Les personnalités publiques écrivent aussi leur histoire pour inspirer les autres en racontant leur parcours. Le but étant parfois de montrer que malgré les obstacles, elles ont résisté. Ce message s’adresse aux lecteurs et aux lectrices qui désespèrent. L’an dernier, on a vu arriver sur nos étagères Becoming Michelle Obama (2018) de Michelle Obama. Etant donné son parcours, je pense ne pas me tromper en affirmant que plusieurs femmes verront en l’ancienne première dame des États-Unis une icône et un exemple à suivre.

Dans les deux cas de figure mentionnés ci-dessus, se raconter revient à une mise à nu devant le lecteur/la lectrice avec qui on partage des aspects de notre vie qui ne sont pas toujours avouables. Ainsi, l’auteur.e s’expose aux critiques et aux jugements de ces derniers/dernières.

Pourquoi est-il difficile de parler de soi ?
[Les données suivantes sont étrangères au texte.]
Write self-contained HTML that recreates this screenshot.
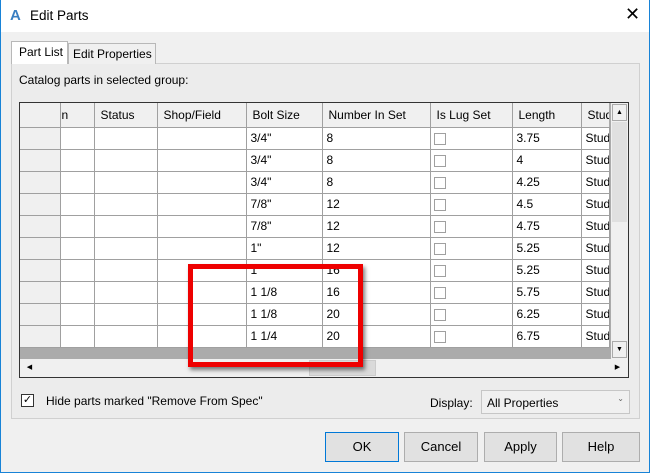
<!DOCTYPE html>
<html><head><style>
*{box-sizing:border-box;margin:0;padding:0}
body{width:650px;height:473px;background:#f0f0f0;font-family:"Liberation Sans",sans-serif;font-size:12px;color:#000;position:relative;overflow:hidden}
.abs{position:absolute}
.win{position:absolute;left:0;top:0;width:650px;height:473px;border:1px solid #1883d7;border-top:none}
.title{left:1px;top:0;width:648px;height:32px;background:#fff}
table{border-collapse:collapse;table-layout:fixed}
td{border:1px solid #a0a0a0;height:22px;padding:0 0 0 4px;white-space:nowrap;overflow:hidden;background:#fff}
th{border:1px solid #a0a0a0;border-top:none;height:24px;font-weight:normal;text-align:left;padding-left:6px;background:#f0f0f0;white-space:nowrap;overflow:hidden}
td.rh{background:#f0f0f0;border-left:none}
.cb{display:inline-block;width:12px;height:12px;border:1px solid #a0a0a0;background:#fff;vertical-align:middle;margin-left:-1px}
.btn{position:absolute;top:432px;height:30px;border:1px solid #adadad;background:#e1e1e1;text-align:center;line-height:28px;font-size:13px}
.arr{font-size:7px;color:#000;text-align:center}
</style></head><body>
<div class="win"></div>
<div class="abs title"></div>
<div class="abs" style="left:10px;top:7px;font-weight:bold;font-size:15px;color:#3a7fc2">A</div>
<div class="abs" style="left:30px;top:8px;font-size:13.5px">Edit Parts</div>
<div class="abs" style="left:625px;top:4px;font-size:18px">✕</div>
<div class="abs" style="left:11px;top:63px;width:629px;height:356px;border:1px solid #d0d0d0;background:#ececec"></div>
<div class="abs" style="left:68px;top:43px;width:88px;height:21px;border:1px solid #b8b8b8;border-bottom:none;background:#f0f0f0;padding:3px 0 0 4px">Edit Properties</div>
<div class="abs" style="left:11px;top:41px;width:57px;height:23px;border:1px solid #b8b8b8;border-bottom:none;background:#fff;padding:3px 0 0 7px">Part List</div>
<div class="abs" style="left:19px;top:73px">Catalog parts in selected group:</div>
<div class="abs" style="left:19px;top:102px;width:610px;height:276px;border:1px solid #333;background:#ababab;overflow:hidden">
<table style="width:589px">
<colgroup><col style="width:40px"><col style="width:34px"><col style="width:63px"><col style="width:89px"><col style="width:76px"><col style="width:108px"><col style="width:82px"><col style="width:69px"><col style="width:28px"></colgroup>
<tr><th style="border-left:none"></th><th style="padding-left:1px">n</th><th>Status</th><th>Shop/Field</th><th>Bolt Size</th><th>Number In Set</th><th>Is Lug Set</th><th>Length</th><th style="border-right:none">Stud</th></tr>
<tr><td class="rh"></td><td></td><td></td><td></td><td>3/4"</td><td>8</td><td><span class="cb"></span></td><td>3.75</td><td>Stud</td></tr>
<tr><td class="rh"></td><td></td><td></td><td></td><td>3/4"</td><td>8</td><td><span class="cb"></span></td><td>4</td><td>Stud</td></tr>
<tr><td class="rh"></td><td></td><td></td><td></td><td>3/4"</td><td>8</td><td><span class="cb"></span></td><td>4.25</td><td>Stud</td></tr>
<tr><td class="rh"></td><td></td><td></td><td></td><td>7/8"</td><td>12</td><td><span class="cb"></span></td><td>4.5</td><td>Stud</td></tr>
<tr><td class="rh"></td><td></td><td></td><td></td><td>7/8"</td><td>12</td><td><span class="cb"></span></td><td>4.75</td><td>Stud</td></tr>
<tr><td class="rh"></td><td></td><td></td><td></td><td>1"</td><td>12</td><td><span class="cb"></span></td><td>5.25</td><td>Stud</td></tr>
<tr><td class="rh"></td><td></td><td></td><td></td><td>1"</td><td>16</td><td><span class="cb"></span></td><td>5.25</td><td>Stud</td></tr>
<tr><td class="rh"></td><td></td><td></td><td></td><td>1 1/8</td><td>16</td><td><span class="cb"></span></td><td>5.75</td><td>Stud</td></tr>
<tr><td class="rh"></td><td></td><td></td><td></td><td>1 1/8</td><td>20</td><td><span class="cb"></span></td><td>6.25</td><td>Stud</td></tr>
<tr><td class="rh"></td><td></td><td></td><td></td><td>1 1/4</td><td>20</td><td><span class="cb"></span></td><td>6.75</td><td>Stud</td></tr>
</table>
<div class="abs" style="left:591px;top:0;width:17px;height:256px;background:#f0f0f0"></div>
<div class="abs arr" style="left:592px;top:1px;width:15px;height:17px;border:1px solid #aaa;background:#f0f0f0;line-height:15px">▲</div>
<div class="abs" style="left:592px;top:19px;width:15px;height:100px;background:#e0e0e0"></div>
<div class="abs arr" style="left:592px;top:238px;width:15px;height:17px;border:1px solid #aaa;background:#f0f0f0;line-height:15px">▼</div>
<div class="abs" style="left:0;top:256px;width:608px;height:18px;background:#f0f0f0"></div>
<div class="abs arr" style="left:2px;top:257px;width:15px;height:16px;line-height:16px">◀</div>
<div class="abs" style="left:289px;top:257px;width:67px;height:16px;background:#dadada;border:1px solid #ccc"></div>
<div class="abs arr" style="left:590px;top:257px;width:15px;height:16px;line-height:16px">▶</div>
</div>
<div class="abs" style="left:188px;top:264px;width:175px;height:103px;border:5px solid #ee0000;box-shadow:2px 3px 4px rgba(0,0,0,.5)"></div>
<div class="abs" style="left:21px;top:394px;width:13px;height:13px;border:1px solid #333;background:#fff;font-size:11px;line-height:11px;text-align:center">✓</div>
<div class="abs" style="left:46px;top:394px">Hide parts marked "Remove From Spec"</div>
<div class="abs" style="left:430px;top:396px">Display:</div>
<div class="abs" style="left:481px;top:390px;width:149px;height:24px;border:1px solid #c6c6c6;background:#f0f0f0;padding:5px 0 0 5px">All Properties<span style="position:absolute;right:5px;top:3px;font-size:8px;color:#666">⌄</span></div>
<div class="btn" style="left:325px;width:74px;border:1px solid #0078d7">OK</div>
<div class="btn" style="left:404px;width:74px">Cancel</div>
<div class="btn" style="left:484px;width:73px">Apply</div>
<div class="btn" style="left:562px;width:78px">Help</div>
</body></html>
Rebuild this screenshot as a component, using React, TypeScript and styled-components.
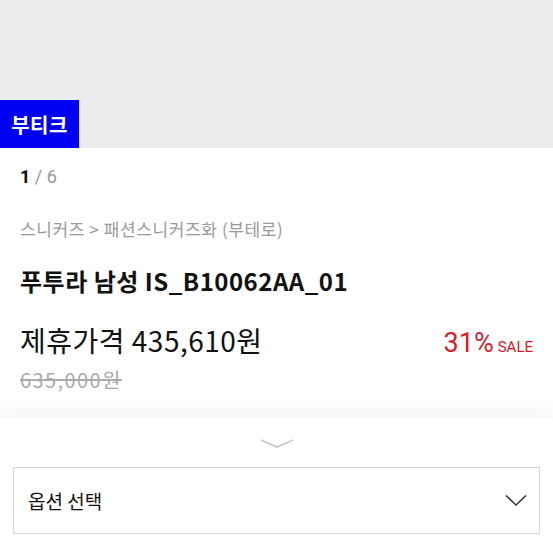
import React from "react";
import styled, { createGlobalStyle } from "styled-components";

const Global = createGlobalStyle`
  html, body { margin: 0; padding: 0; background: #fff; }
  body { font-family: "Noto Sans CJK KR", "Noto Sans", sans-serif; overflow: hidden; }
`;

const Page = styled.div`
  width: 553px;
  height: 553px;
  display: flex;
  flex-direction: column;
  overflow: hidden;
`;

const Hero = styled.div`
  height: 148px;
  flex-shrink: 0;
  background: #ebebee;
  display: flex;
  align-items: flex-end;
`;

const Badge = styled.div`
  width: 79px;
  height: 48px;
  background: #0000f5;
  color: #fff;
  font-size: 20px;
  font-weight: 700;
  letter-spacing: 0.5px;
  display: flex;
  align-items: center;
  justify-content: center;
`;

const Info = styled.div`
  padding: 0 20px;
  display: flex;
  flex-direction: column;
  height: 270px;
  flex-shrink: 0;
`;

const Counter = styled.div`
  margin-top: 17px;
  font-size: 18px;
  line-height: 24px;
  color: #999;
  font-family: "Roboto", sans-serif;
`;

const Current = styled.span`
  color: #111;
  font-weight: 700;
`;

const Crumbs = styled.div`
  margin-top: 28px;
  font-size: 17px;
  line-height: 24px;
  color: #9a9a9a;
  letter-spacing: 0.6px;
`;

const Title = styled.h1`
  margin: 25px 0 0;
  font-size: 24px;
  line-height: 30px;
  font-weight: 700;
  color: #111;
  letter-spacing: 0.5px;
`;

const PriceRow = styled.div`
  margin-top: 27px;
  display: flex;
  align-items: baseline;
  justify-content: space-between;
`;

const Price = styled.div`
  font-size: 28px;
  line-height: 34px;
  color: #111;
  letter-spacing: 0.5px;
`;

const Sale = styled.div`
  color: #d4202c;
  font-size: 27px;
  line-height: 34px;
  font-family: "Roboto", sans-serif;
  display: flex;
  align-items: baseline;
  gap: 4px;
`;

const SaleLabel = styled.span`
  font-size: 15px;
`;

const OldPrice = styled.div`
  margin-top: 3px;
  font-size: 20px;
  line-height: 26px;
  color: #aaa;
  letter-spacing: 1.4px;
  text-decoration: line-through;
`;

const Sheet = styled.div`
  flex: 1;
  background: #fff;
  box-shadow: 0 -8px 18px rgba(0, 0, 0, 0.045);
  display: flex;
  flex-direction: column;
  align-items: center;
  padding: 0 13px;
`;

const Handle = styled.div`
  margin-top: 20px;
  height: 12px;
  display: flex;
  margin-left: 1px;
`;

const Select = styled.div`
  margin-top: 17px;
  width: 100%;
  box-sizing: border-box;
  height: 67px;
  border: 1px solid #d8d8d8;
  display: flex;
  align-items: center;
  justify-content: space-between;
  padding: 0 12px 0 14px;
  font-size: 19px;
  color: #111;
`;

export default function App() {
  return (
    <Page>
      <Global />
      <Hero>
        <Badge>부티크</Badge>
      </Hero>
      <Info>
        <Counter>
          <Current>1</Current> / 6
        </Counter>
        <Crumbs>스니커즈 &gt; 패션스니커즈화 (부테로)</Crumbs>
        <Title>푸투라 남성 IS_B10062AA_01</Title>
        <PriceRow>
          <Price>제휴가격 435,610원</Price>
          <Sale>
            31%<SaleLabel>SALE</SaleLabel>
          </Sale>
        </PriceRow>
        <OldPrice>635,000원</OldPrice>
      </Info>
      <Sheet>
        <Handle>
          <svg width="34" height="12" viewBox="0 0 34 12">
            <path d="M1 2 L17 9 L33 2" fill="none" stroke="#c8c8c8" strokeWidth="1.8" />
          </svg>
        </Handle>
        <Select>
          <span>옵션 선택</span>
          <svg width="22" height="13" viewBox="0 0 22 13">
            <path d="M1 1.5 L11 11 L21 1.5" fill="none" stroke="#333" strokeWidth="1.5" />
          </svg>
        </Select>
      </Sheet>
    </Page>
  );
}
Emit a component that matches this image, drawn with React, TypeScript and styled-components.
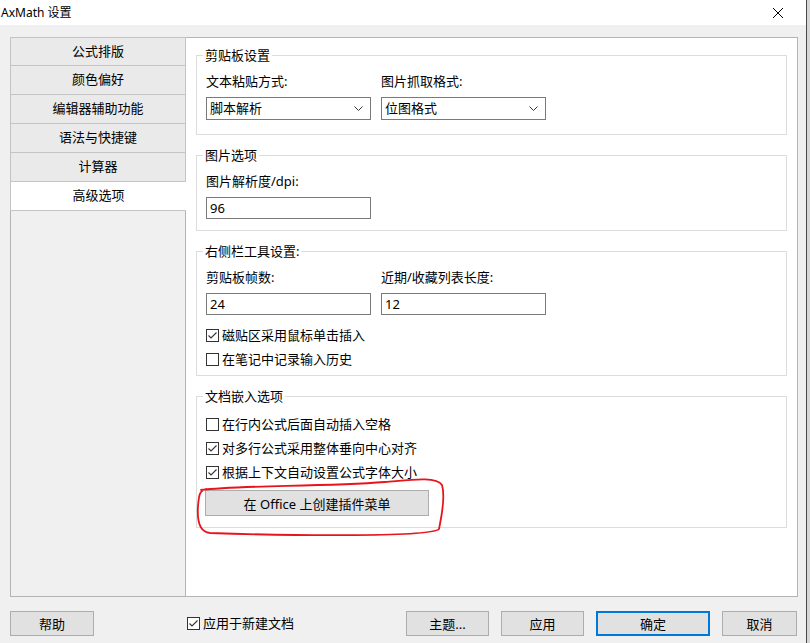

Selon son histoire, écrire une biographie ou une autobiographie est difficile. Pour les victimes de viol avouer leur histoire alors qu’elles préfèreraient probablement la garder pour eux/elles n’est pas évident. Raconter éveille le souvenir qui hante la mémoire. Ken Bugul a eu une mauvaise expérience d’intégration en Belgique et s’est adonnée à la prostitution, elle s’est droguée, elle a eu des échecs sentimentaux. C’est avec ces blessures qu’elle est retournée chez elle pour se ressourcer. Son livre a une vertu thérapeutique mais il n’était pas destiné à être lu et on comprend pourquoi.

L’autofiction

Mon deuxième roman Un bond dans l’inconnu (2015) est une autofiction. Certaines scènes et certains personnages sont construits à partir de ma vie et de ma personnalité au moment du récit. En commençant le roman, je voulais raconter mon histoire dans son intégralité mais j’ai eu peur du regard des autres. Je me suis dit : « que vont-ils en penser en lisant ce passage-ci ou celui-là ? » Ne pouvant assumer et supporter le regard des lecteurs et des lectrices, j’ai donc décidé de me tourner vers l’autofiction. J’alterne fiction et réalité et le lecteur ne peut différencier l’un de l’autre. C’est grâce à ce subterfuge que je peux assumer ce récit aujourd’hui. Seuls ceux qui connaissent l’histoire sont capables de distinguer le vrai du faux. Et ça me convient. Et si l’autofiction ne suffisait pas ?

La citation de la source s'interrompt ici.